For bulk operations it is better to avoid a Python/Java conversion of data for each molecule; for this reason the following function works by reading and writing the data from tab separated values files.

add_descriptors_via_tsv(src, dst)[source]#

Add molecular descriptors given the SMILES.

The input file must be in tab separated format, must not have an header, and the SMILES must be the last fields of every row. In the output file will be copied all the fields of the input file, followed by the molecular descriptors values.

Parameters:
  • src (str) – Path to the tab separated values file containing the SMILES.

  • dst (str) – Path to the tab separated values file to write the molecular descriptors.

The above function computes a subset of the molecular descriptors available in CDK (for a discussion on how such descriptors are selected, see the dedicated appendix section); the class and value names of the considered descriptors are returned by the following function.

descriptors()[source]#

Returns the list of computed descriptors.

The function returns a dictionary having the descriptor class names as keys and the name of the computed values.

If one is interested in computing the set of descriptors for a single molecule, given its SMILES, the following function can be used.

compute_descriptors(smiles)[source]#

Computes the descriptor values for the given SMILES.

Parameters:

smiles (str) – The SMILES of the molecule of which the descriptors should be computed.

Returns:

the descriptor values.

Return type:

list of float

In case one needs to compute a single descriptor (whatever the descriptor is, even if it does not belong to the selected ones) the following function can be used.

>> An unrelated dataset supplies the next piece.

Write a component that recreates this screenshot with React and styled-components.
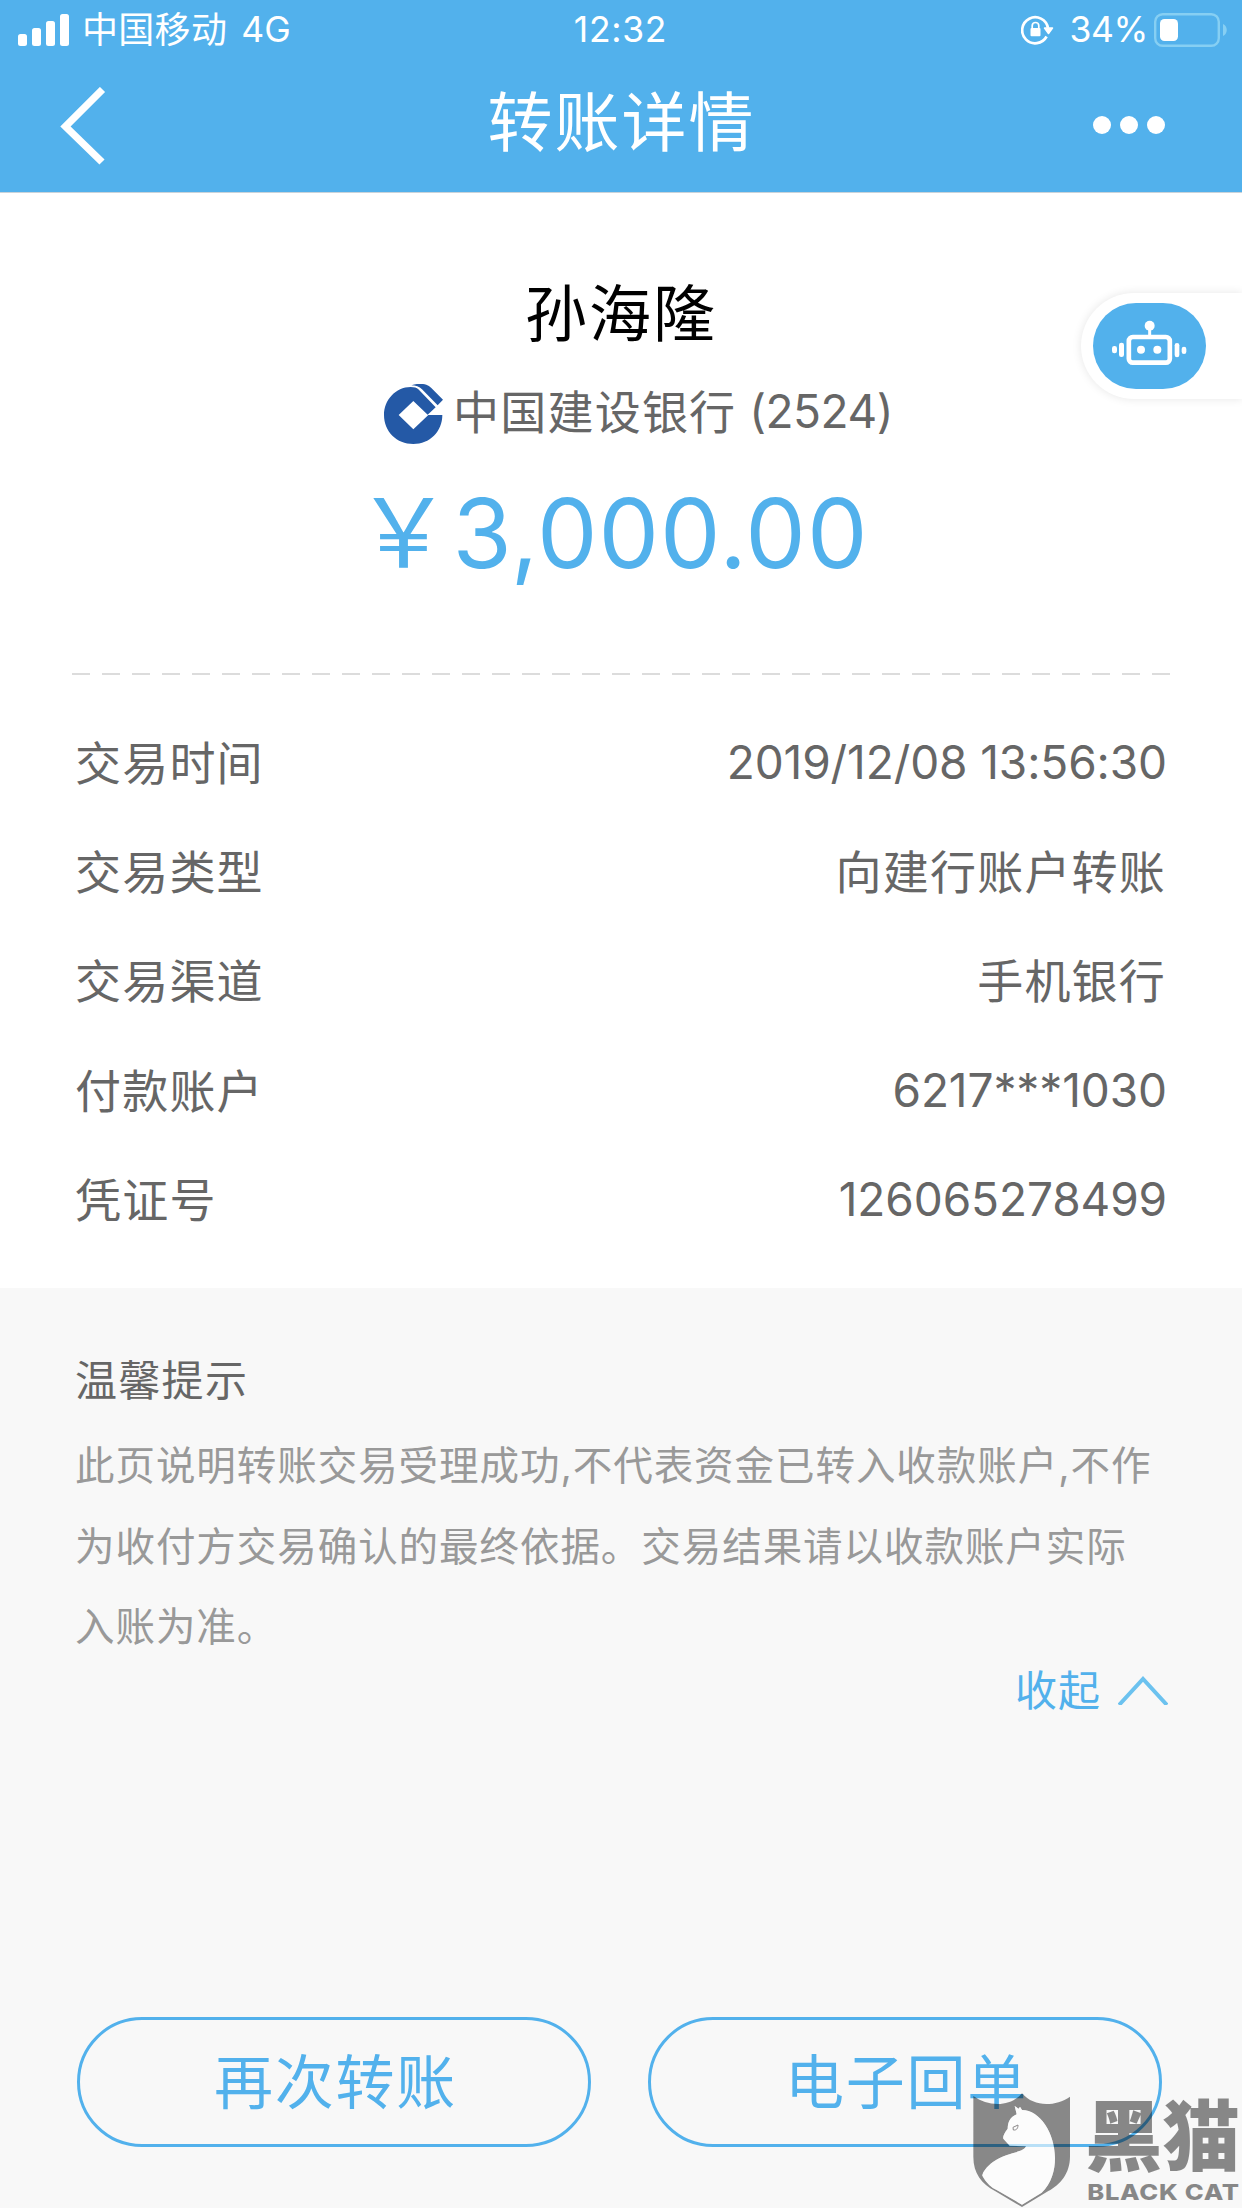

compute_single_descriptor(name, smiles)[source]#

Computes the values of a given descriptor for the given SMILES.

Parameters:
  • name (str) – The name of the class of the descriptor to compute.

  • smiles (str) – The SMILES of the molecule of which the descriptors should be computed.

Returns:

the descriptor values.

Return type:

list of float

More detailed information about the Java code can be found in the Java API documentation.